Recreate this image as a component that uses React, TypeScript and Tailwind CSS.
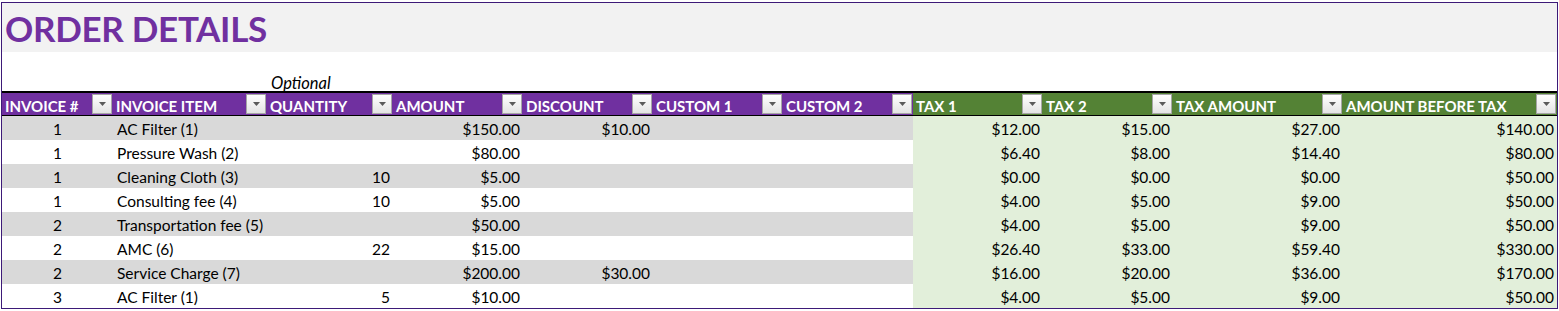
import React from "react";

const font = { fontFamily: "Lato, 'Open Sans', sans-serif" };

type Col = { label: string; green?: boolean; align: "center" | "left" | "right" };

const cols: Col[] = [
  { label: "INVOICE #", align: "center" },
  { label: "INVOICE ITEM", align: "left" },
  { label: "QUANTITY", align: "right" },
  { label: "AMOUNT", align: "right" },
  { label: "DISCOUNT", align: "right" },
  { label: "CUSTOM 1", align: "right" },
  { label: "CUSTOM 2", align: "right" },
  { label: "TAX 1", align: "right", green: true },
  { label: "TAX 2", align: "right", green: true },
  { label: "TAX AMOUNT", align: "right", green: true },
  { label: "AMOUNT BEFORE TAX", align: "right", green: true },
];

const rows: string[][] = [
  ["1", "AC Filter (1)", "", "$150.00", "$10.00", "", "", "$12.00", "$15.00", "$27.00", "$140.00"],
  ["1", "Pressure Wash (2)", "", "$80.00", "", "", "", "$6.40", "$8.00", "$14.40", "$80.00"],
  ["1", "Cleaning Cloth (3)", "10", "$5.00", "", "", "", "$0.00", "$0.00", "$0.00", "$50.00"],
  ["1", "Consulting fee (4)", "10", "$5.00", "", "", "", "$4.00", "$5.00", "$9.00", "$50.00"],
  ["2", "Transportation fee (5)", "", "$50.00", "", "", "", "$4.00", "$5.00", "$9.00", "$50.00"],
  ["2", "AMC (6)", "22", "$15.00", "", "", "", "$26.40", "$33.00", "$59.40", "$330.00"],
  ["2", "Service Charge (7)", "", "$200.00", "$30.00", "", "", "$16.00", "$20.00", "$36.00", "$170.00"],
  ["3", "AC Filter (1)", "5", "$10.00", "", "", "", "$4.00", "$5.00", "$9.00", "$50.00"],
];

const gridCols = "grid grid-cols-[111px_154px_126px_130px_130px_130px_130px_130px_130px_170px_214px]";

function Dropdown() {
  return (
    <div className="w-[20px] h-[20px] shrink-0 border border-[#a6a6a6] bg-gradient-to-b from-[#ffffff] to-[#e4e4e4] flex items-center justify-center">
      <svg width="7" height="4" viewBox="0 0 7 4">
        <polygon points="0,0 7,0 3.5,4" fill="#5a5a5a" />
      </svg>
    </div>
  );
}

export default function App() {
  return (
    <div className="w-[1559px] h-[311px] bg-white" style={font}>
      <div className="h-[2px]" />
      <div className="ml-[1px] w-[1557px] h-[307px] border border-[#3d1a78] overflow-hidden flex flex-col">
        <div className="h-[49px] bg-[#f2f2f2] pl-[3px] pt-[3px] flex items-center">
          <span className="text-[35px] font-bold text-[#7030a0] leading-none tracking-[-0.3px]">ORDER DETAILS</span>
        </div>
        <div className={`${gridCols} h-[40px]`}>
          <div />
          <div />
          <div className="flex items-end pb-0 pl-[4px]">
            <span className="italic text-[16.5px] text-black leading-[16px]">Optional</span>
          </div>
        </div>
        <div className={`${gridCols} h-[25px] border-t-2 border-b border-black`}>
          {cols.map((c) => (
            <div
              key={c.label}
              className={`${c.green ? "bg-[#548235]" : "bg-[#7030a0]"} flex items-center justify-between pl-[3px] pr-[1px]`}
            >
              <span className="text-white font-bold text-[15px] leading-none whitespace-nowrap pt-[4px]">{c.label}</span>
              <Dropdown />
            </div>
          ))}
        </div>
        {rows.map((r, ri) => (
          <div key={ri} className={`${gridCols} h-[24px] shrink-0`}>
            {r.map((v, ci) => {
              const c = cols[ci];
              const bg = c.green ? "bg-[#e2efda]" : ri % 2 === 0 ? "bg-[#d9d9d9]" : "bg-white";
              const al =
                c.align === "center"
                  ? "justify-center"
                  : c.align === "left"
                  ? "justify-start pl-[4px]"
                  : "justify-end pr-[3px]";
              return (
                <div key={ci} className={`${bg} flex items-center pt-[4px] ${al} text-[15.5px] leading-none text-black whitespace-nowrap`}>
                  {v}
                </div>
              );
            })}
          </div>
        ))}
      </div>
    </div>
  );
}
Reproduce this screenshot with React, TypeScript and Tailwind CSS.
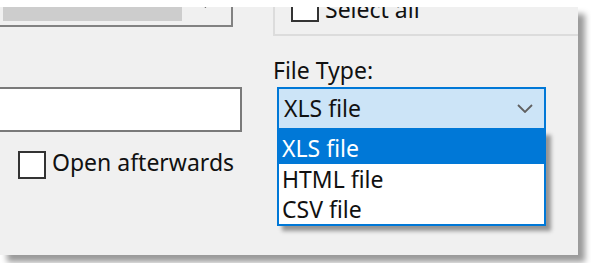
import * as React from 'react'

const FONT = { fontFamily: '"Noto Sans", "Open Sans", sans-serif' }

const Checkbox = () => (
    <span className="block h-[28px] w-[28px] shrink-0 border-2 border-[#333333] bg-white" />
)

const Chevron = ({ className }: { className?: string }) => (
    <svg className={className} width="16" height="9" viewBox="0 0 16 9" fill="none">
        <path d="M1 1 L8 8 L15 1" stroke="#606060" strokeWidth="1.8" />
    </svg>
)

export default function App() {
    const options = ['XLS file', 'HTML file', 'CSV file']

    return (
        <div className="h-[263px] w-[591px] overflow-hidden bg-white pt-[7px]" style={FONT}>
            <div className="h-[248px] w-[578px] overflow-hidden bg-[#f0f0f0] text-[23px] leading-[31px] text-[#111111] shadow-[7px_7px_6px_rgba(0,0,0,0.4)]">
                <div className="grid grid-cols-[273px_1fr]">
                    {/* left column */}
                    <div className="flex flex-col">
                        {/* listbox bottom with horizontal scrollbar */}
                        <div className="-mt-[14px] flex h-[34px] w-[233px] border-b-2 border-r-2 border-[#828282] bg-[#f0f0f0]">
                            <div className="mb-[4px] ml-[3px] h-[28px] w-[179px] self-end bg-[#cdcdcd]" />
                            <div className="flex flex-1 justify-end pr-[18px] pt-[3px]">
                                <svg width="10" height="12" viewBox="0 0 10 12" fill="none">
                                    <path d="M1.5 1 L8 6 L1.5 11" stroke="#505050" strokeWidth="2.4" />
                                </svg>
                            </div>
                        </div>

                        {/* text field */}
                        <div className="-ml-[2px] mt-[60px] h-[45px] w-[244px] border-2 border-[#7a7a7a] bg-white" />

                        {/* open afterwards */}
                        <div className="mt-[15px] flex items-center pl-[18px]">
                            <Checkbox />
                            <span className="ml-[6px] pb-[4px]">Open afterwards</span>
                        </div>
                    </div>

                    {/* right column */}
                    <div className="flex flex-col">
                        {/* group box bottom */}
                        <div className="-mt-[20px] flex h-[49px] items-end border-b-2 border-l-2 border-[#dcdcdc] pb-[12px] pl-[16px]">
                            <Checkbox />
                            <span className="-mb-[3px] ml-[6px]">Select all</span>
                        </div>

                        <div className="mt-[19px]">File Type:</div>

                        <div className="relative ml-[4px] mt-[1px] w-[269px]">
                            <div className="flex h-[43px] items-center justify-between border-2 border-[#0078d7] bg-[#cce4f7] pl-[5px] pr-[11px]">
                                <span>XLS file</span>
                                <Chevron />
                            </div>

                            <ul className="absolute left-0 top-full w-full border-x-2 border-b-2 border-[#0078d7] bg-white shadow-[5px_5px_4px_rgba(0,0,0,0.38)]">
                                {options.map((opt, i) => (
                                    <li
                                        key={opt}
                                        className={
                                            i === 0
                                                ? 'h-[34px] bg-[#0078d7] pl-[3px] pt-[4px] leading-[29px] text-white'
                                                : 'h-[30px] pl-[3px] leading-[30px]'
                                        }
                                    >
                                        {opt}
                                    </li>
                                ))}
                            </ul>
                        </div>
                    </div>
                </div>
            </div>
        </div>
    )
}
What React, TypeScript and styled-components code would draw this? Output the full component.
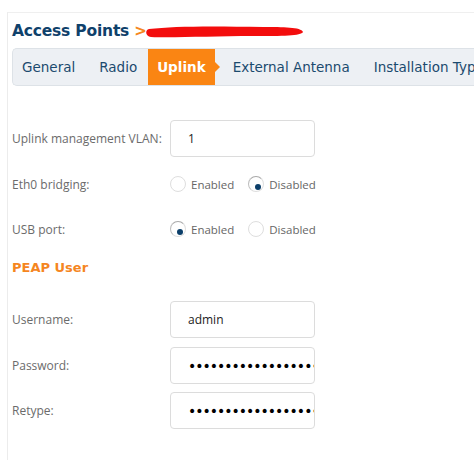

▬▬▬▬▬▬

Short problem: From the opening line of the entries above to the line containing "string; green?: boolean;", please transcribe each line exactly, skipping every picture.

Written solution:
Recreate this image as a component that uses React, TypeScript and Tailwind CSS.
import React from "react";

const font = { fontFamily: "Lato, 'Open Sans', sans-serif" };

type Col = { label: string; green?: boolean; align: "center" | "left" | "right" };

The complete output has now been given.